I'm assuming you are asking why you see the described behavior. The answer is that the receiver knows nothing about the LNB other than what you tell it.
The LNB is responsible for shifting the higher frequency bands (~5GHz for C, ~10GHz for Ku) to a standard lower frequency band called the L band (~1-2GHz). Every LNB you will encounter shifts to this L band, regardless of what frequency is being received. And every receiver only tunes the L band.
The receiver, as a matter of convenience to human eyes, simply computes the original frequency. If you provide incorrect information about the LNB (as you did in this case), it will display the wrong frequency. What physically is going on is you are truly receiving C band, and the receiver is using the wrong equation to tell you what frequency you are tuned to.

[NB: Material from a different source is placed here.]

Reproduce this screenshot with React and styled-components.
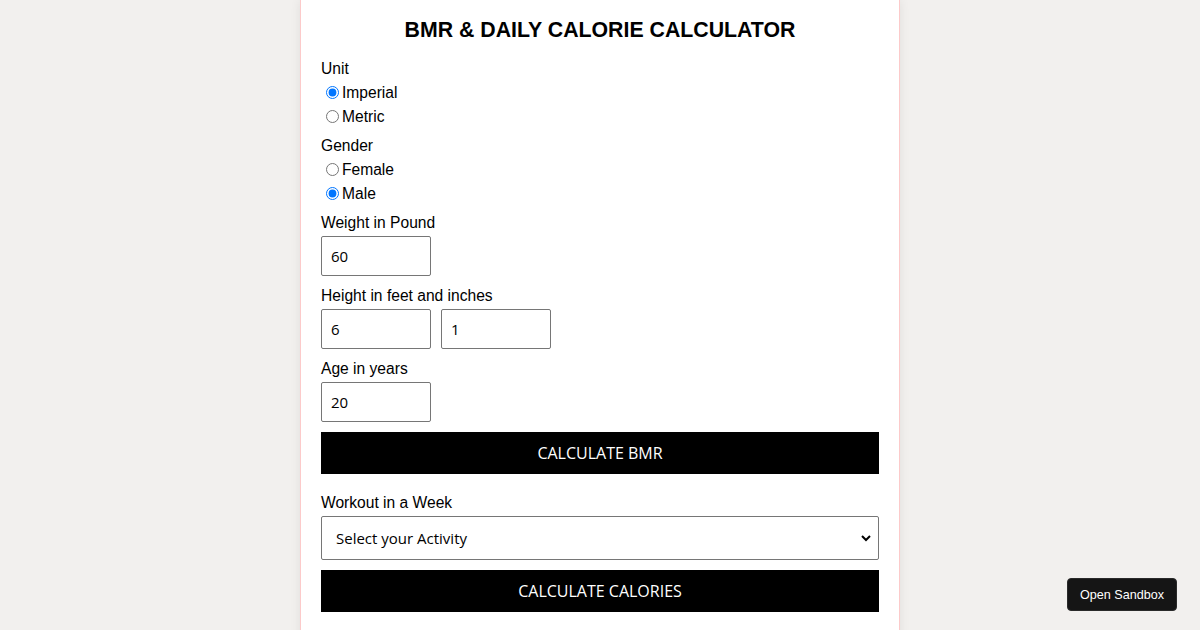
import React, { useState } from "react";
import styled, { createGlobalStyle } from "styled-components";

const Global = createGlobalStyle`
  html, body { margin: 0; padding: 0; background: #f2f0ee; }
  body { font-family: "Liberation Sans", Arial, sans-serif; color: #000; }
  * { box-sizing: border-box; }
`;

const Page = styled.div`
  height: 630px;
  overflow: hidden;
  display: flex;
  justify-content: center;
`;

const Card = styled.div`
  width: 600px;
  height: 660px;
  background: #fff;
  border-left: 1px solid #fccaca;
  border-right: 1px solid #fccaca;
  box-shadow: 0 0 10px rgba(0, 0, 0, 0.08);
  padding: 19px 20px;
  display: flex;
  flex-direction: column;
`;

const Title = styled.h1`
  margin: 0 0 18px;
  font-size: 21.3px;
  line-height: 23px;
  font-weight: 700;
  text-align: center;
  font-family: "Liberation Sans", Arial, sans-serif;
`;

const Group = styled.div`
  display: flex;
  flex-direction: column;
  align-items: flex-start;
  margin-bottom: ${(p) => p.$mb ?? 10}px;
`;

const Label = styled.div`
  font-size: 15.6px;
  line-height: 18px;
  margin-bottom: ${(p) => p.$mb ?? 4}px;
`;

const RadioRow = styled.label`
  display: flex;
  align-items: center;
  height: 24px;
  font-size: 15.6px;
  line-height: 18px;

  input {
    width: 13px;
    height: 13px;
    margin: 0 3px 2px 5px;
  }
`;

const InputRow = styled.div`
  display: flex;
  gap: 10px;
`;

const TextInput = styled.input`
  width: 110px;
  height: 40px;
  border: 1px solid #767676;
  border-radius: 2px;
  padding: 0 9px;
  font-family: "Open Sans", sans-serif;
  font-size: 15px;
  color: #000;
  background: #fff;
  outline: none;
`;

const Button = styled.button`
  width: 100%;
  height: 42px;
  flex-shrink: 0;
  background: #000;
  color: #fff;
  border: none;
  font-family: "Open Sans", sans-serif;
  font-size: 16px;
  text-transform: uppercase;
  margin-bottom: ${(p) => p.$mb ?? 0}px;
  cursor: pointer;
`;

const SelectWrap = styled.div`
  position: relative;
  width: 100%;
`;

const Select = styled.select`
  width: 100%;
  height: 44px;
  border: 1px solid #767676;
  border-radius: 2px;
  padding: 0 14px;
  font-family: "Open Sans", sans-serif;
  font-size: 15px;
  color: #000;
  background: #fff;
  appearance: none;
  outline: none;
`;

const Chevron = styled.svg`
  position: absolute;
  right: 7px;
  top: 17px;
  pointer-events: none;
`;

const Sandbox = styled.a`
  position: fixed;
  right: 23px;
  bottom: 19px;
  height: 33px;
  padding: 0 12px 0 12px;
  display: flex;
  align-items: center;
  background: #151515;
  color: #fff;
  border-radius: 4px;
  border: 1px solid #2a2a2a;
  font-family: "Liberation Sans", Arial, sans-serif;
  font-size: 12.6px;
  text-decoration: none;
`;

export default function App() {
  const [unit, setUnit] = useState("imperial");
  const [gender, setGender] = useState("male");
  return (
    <>
      <Global />
      <Page>
        <Card>
          <Title>BMR &amp; DAILY CALORIE CALCULATOR</Title>
          <Group $mb={8}>
            <Label $mb={3}>Unit</Label>
            <RadioRow>
              <input type="radio" name="unit" checked={unit === "imperial"} onChange={() => setUnit("imperial")} />
              Imperial
            </RadioRow>
            <RadioRow>
              <input type="radio" name="unit" checked={unit === "metric"} onChange={() => setUnit("metric")} />
              Metric
            </RadioRow>
          </Group>
          <Group $mb={8}>
            <Label $mb={3}>Gender</Label>
            <RadioRow>
              <input type="radio" name="gender" checked={gender === "female"} onChange={() => setGender("female")} />
              Female
            </RadioRow>
            <RadioRow>
              <input type="radio" name="gender" checked={gender === "male"} onChange={() => setGender("male")} />
              Male
            </RadioRow>
          </Group>
          <Group $mb={11}>
            <Label>Weight in Pound</Label>
            <TextInput defaultValue="60" />
          </Group>
          <Group $mb={11}>
            <Label>Height in feet and inches</Label>
            <InputRow>
              <TextInput defaultValue="6" />
              <TextInput defaultValue="1" />
            </InputRow>
          </Group>
          <Group $mb={10}>
            <Label>Age in years</Label>
            <TextInput defaultValue="20" />
          </Group>
          <Button $mb={20}>Calculate BMR</Button>
          <Group $mb={10}>
            <Label>Workout in a Week</Label>
            <SelectWrap>
              <Select defaultValue="">
                <option value="">Select your Activity</option>
                <option value="1.2">Sedentary</option>
                <option value="1.375">Light</option>
              </Select>
              <Chevron width="12" height="10" viewBox="0 0 12 10">
                <path d="M2 3 L6 7 L10 3" fill="none" stroke="#000" strokeWidth="2" />
              </Chevron>
            </SelectWrap>
          </Group>
          <Button>Calculate Calories</Button>
        </Card>
      </Page>
      <Sandbox href="#">Open Sandbox</Sandbox>
    </>
  );
}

I think this all speaks to your second question, too, if your question there was about tuning capability. Since both C and Ku band are shifted to the same L-band, and that tuner tunes L band, there really isn't a problem with capability. If your question is about switching between the two, you have several options available. I'm not familiar with that particular receiver, but it has an oldness ring to it. I might guess it doesn't do DiSEqC. A manual switch might save you from having to disconnect and reconnect coax each time, but they are not the best thing to use given the high frequency. It probably has a 0-12V output for polarity control.. if a coax switch doesn't exist that can use the 12V as an input, something homebrew can be whipped up.